Writing a hit song might seem quite difficult, but according to some new research, it's actually easier than one might think.
A study found songs that repeat keywords and phrases over and over again are more successful on the charts.
The study, authored by Joseph Nunes of the University of Southern California, found number-one hits repeated lyrics up to 20 percent more than less popular songs.
To make it into the Hot 100 more repetitive songs do better. We expect songs that are lyrically more repetitive, for instance by repeating the chorus more often, and thus more fluent, to be generally preferred and adopted more quickly and broadly in the marketplace. Repeated lyrical phrases are often accompanied by the same melody and rhythm.

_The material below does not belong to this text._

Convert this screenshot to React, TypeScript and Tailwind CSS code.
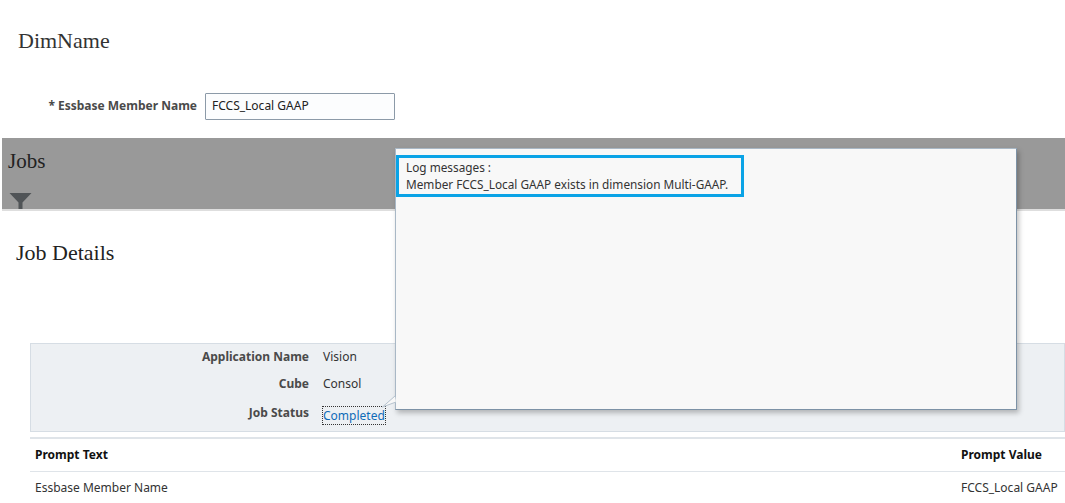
import React from 'react';

const sans = { fontFamily: '"Noto Sans", "Open Sans", Arial, sans-serif' };
const serif = { fontFamily: '"Liberation Serif", "DejaVu Serif", Georgia, serif' };

function Funnel() {
  return (
    <svg width="23" height="16" viewBox="0 0 23 16" className="block">
      <path d="M0.5 0 H22.5 L13.5 9.5 V16 H9.5 V9.5 Z" fill="#505457" />
    </svg>
  );
}

function DetailRow({ label, h, children }: { label: string; h: string; children: React.ReactNode }) {
  return (
    <div className={`flex items-center ${h}`}>
      <div className="w-[278px] text-right font-bold text-[12px] text-[#4a4a4a]">{label}</div>
      <div className="pl-[14px] text-[12px] text-[#333]">{children}</div>
    </div>
  );
}

function LogPopup() {
  return (
    <div className="absolute left-[395px] top-[148px] w-[622px] h-[262px]">
      <div className="w-full h-full bg-[#f8f8f8] border border-[#a9b8c6] border-r-[#7d92a6] border-b-[#7d92a6] shadow-[2px_3px_5px_rgba(0,0,0,0.25)] pt-[6px]">
        <div className="inline-block whitespace-nowrap border-[3px] border-[#0aa3e6] pl-[7px] pr-[13px] py-[1px] text-[11.8px] leading-[17px] text-[#333]">
          <div>Log messages :</div>
          <div>Member FCCS_Local GAAP exists in dimension Multi-GAAP.</div>
        </div>
      </div>
      <svg width="16" height="14" viewBox="0 0 16 14" className="absolute left-[-13px] bottom-[0px] overflow-visible">
        <path d="M13 0 L0.5 11 L14 6" fill="#f8f8f8" stroke="#b6c3cf" strokeWidth="1" />
      </svg>
    </div>
  );
}

export default function App() {
  return (
    <div className="relative w-[1065px] h-[503px] overflow-hidden bg-white text-[#333]" style={sans}>
      {/* Header */}
      <div className="pt-[30px] pl-[18px]">
        <h1 className="text-[22px] leading-[22px] text-[#333]" style={serif}>DimName</h1>
      </div>

      {/* Form */}
      <div className="flex items-center mt-[41px] h-[26px]">
        <label className="w-[197px] text-right font-bold text-[12px] text-[#4a4a4a]">
          <span className="mr-[3px]">*</span>Essbase Member Name
        </label>
        <div className="ml-[8px] w-[190px] h-[27px] border border-[#8c9aa8] rounded-[1px] bg-[#fcfdfe] flex items-center pl-[6px] text-[12px] text-[#222]">
          FCCS_Local GAAP
        </div>
      </div>

      {/* Jobs band */}
      <div className="ml-[2px] mt-[19px] h-[73px] bg-[#999999] border-b-2 border-[#dedede] flex flex-col justify-between">
        <h2 className="pl-[6px] pt-[12px] text-[21px] leading-[22px] text-[#222]" style={serif}>Jobs</h2>
        <div className="pl-[7px]">
          <Funnel />
        </div>
      </div>

      {/* Job Details */}
      <h2 className="pl-[16px] pt-[31px] text-[22px] leading-[22px] text-[#222]" style={serif}>Job Details</h2>

      <div className="ml-[30px] mt-[79px] border border-[#d6dde4] bg-[#edf0f3] pb-[3px]">
        <DetailRow label="Application Name" h="h-[26px]">Vision</DetailRow>
        <DetailRow label="Cube" h="h-[28px]">Consol</DetailRow>
        <DetailRow label="Job Status" h="h-[30px]">
          <span className="text-[#0f6bb8] outline-1 outline-dotted outline-[#333] outline-offset-0 relative top-[3px]">Completed</span>
        </DetailRow>
      </div>

      {/* Prompt table */}
      <div className="ml-[30px] mt-[5px] border-t-2 border-[#dfe4e9]">
        <div className="flex h-[33px] items-center border-b border-[#dfe4e9] font-bold text-[12px] text-[#111]">
          <div className="flex-1 pl-[5px]">Prompt Text</div>
          <div className="w-[104px]">Prompt Value</div>
        </div>
        <div className="flex h-[31px] items-center text-[12px] text-[#333]">
          <div className="flex-1 pl-[5px]">Essbase Member Name</div>
          <div className="w-[104px]">FCCS_Local GAAP</div>
        </div>
      </div>

      <LogPopup />
    </div>
  );
}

Of course, there are many other factors playing into the success of a song.
However, repeated phrases are easier for listeners to understand and, thus, create a more pleasurable experience.
The chorus of a song is often used as a 'hook' to catch the ear of the listener and is repeated regularly throughout a song. One benefit derived from having encountered a stimulus previously, or repetitive priming, is an ease of processing. An ancillary benefit resulting from processing fluency, notably for aesthetic goods, is that the experience is typically more pleasant.
In order to come to these conclusions, Nunes and his team studied over 1,000 singles that made it to the number-one position on the Billboard Hot 100 chart over a period of 55 years.
They compared the lyrics of these songs to 1,450 other songs that never made it above the 90th spot on the Billboard chart.
This is all a fancy way of saying there's a scientific reason you love "Shake It Off" so much.